### INSTRUCTIONS FOR THE TASK
Collect every line that includes the string "with".

### PROVIDED DATA
* Start *
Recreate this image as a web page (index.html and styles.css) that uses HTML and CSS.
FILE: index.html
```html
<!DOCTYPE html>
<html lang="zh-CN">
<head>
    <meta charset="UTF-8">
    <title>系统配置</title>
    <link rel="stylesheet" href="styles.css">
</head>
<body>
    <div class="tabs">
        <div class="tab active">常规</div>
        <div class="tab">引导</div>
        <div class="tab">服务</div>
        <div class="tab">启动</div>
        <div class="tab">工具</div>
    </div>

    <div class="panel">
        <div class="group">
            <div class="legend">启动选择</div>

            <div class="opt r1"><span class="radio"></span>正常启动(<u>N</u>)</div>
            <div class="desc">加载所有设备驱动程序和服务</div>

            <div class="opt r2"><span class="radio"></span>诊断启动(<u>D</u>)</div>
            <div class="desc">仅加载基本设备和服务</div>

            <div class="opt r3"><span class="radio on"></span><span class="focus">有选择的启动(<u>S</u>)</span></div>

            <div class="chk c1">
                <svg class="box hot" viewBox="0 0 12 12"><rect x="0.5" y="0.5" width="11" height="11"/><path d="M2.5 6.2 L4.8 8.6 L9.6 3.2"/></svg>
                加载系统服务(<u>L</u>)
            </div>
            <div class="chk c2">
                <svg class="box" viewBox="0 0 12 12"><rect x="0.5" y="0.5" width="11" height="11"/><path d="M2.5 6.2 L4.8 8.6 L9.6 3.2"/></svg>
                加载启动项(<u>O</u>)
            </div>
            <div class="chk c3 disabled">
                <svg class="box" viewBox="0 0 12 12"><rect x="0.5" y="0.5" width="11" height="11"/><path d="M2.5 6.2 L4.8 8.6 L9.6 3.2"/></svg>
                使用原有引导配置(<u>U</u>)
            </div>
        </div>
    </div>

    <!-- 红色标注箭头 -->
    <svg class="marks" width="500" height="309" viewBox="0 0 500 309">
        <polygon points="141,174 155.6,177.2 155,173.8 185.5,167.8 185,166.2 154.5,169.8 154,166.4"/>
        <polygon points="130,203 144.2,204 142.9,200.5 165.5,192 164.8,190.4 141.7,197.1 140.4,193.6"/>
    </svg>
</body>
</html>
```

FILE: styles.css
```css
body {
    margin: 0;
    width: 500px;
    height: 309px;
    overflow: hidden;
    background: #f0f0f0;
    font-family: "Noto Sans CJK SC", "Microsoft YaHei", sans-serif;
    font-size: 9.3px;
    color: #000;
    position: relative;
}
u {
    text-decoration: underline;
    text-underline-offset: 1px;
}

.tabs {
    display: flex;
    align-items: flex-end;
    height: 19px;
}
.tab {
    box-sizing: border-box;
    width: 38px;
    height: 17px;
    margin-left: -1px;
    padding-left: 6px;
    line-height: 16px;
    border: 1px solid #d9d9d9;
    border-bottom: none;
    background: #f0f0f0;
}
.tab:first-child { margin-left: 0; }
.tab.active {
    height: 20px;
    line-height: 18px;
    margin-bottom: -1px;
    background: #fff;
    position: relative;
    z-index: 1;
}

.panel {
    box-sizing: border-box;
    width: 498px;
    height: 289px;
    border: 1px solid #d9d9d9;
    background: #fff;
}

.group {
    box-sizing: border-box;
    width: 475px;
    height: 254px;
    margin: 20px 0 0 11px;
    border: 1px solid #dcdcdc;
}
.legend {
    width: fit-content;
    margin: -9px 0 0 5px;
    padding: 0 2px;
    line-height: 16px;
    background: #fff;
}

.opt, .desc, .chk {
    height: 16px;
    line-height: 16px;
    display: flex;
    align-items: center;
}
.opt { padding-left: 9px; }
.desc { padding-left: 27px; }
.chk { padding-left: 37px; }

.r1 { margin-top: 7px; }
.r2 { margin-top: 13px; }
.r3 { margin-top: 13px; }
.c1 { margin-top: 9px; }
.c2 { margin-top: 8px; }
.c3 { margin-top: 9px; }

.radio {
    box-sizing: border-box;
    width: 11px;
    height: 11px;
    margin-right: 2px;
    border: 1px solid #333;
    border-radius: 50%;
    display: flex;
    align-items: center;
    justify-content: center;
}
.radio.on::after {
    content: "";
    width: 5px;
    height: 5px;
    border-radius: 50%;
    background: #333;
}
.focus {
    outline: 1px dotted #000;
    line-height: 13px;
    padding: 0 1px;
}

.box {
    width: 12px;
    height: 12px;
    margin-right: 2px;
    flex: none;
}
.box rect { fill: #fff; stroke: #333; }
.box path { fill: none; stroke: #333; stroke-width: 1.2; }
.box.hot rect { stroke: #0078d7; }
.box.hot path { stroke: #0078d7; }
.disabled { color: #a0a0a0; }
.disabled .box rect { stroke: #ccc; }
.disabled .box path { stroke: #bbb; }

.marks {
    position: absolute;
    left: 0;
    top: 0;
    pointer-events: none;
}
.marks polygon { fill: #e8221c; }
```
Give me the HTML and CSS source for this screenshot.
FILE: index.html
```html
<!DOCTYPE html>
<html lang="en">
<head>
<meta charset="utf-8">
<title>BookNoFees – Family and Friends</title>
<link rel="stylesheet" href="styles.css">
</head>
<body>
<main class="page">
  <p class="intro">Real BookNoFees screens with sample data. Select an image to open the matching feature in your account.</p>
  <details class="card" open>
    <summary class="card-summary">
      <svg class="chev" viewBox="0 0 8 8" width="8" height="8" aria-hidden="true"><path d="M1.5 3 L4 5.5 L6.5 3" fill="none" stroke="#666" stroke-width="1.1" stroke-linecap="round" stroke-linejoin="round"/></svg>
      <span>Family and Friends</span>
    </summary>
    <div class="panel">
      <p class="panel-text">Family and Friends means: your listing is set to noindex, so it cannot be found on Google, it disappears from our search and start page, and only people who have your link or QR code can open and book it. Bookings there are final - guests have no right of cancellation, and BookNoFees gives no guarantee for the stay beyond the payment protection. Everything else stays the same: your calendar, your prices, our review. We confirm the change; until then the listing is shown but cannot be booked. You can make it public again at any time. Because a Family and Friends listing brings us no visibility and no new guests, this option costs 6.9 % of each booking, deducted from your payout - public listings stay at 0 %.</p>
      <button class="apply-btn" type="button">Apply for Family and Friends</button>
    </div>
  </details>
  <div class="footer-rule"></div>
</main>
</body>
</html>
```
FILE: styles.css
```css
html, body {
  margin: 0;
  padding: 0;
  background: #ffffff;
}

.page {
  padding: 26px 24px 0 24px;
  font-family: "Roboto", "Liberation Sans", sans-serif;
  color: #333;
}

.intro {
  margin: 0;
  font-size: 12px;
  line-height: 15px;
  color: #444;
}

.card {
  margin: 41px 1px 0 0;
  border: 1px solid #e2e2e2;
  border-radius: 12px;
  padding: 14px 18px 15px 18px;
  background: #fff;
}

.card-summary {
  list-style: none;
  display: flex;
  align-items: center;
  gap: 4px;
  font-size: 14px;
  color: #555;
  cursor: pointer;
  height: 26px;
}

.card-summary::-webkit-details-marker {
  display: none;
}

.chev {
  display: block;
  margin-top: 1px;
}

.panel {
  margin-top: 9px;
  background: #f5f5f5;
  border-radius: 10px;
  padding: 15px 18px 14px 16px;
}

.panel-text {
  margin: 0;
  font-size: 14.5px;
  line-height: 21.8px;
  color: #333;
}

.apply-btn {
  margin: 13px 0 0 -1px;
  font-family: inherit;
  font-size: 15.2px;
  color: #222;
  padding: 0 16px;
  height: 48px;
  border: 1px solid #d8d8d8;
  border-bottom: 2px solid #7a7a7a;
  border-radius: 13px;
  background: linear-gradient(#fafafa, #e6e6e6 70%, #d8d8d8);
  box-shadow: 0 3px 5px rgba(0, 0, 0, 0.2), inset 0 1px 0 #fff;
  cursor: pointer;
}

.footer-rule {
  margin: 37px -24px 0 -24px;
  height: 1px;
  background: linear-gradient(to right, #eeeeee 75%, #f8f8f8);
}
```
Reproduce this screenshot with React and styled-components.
* End *
### THE RESPONSE
  <p class="intro">Real BookNoFees screens with sample data. Select an image to open the matching feature in your account.</p>
Reproduce this screenshot with React and styled-components.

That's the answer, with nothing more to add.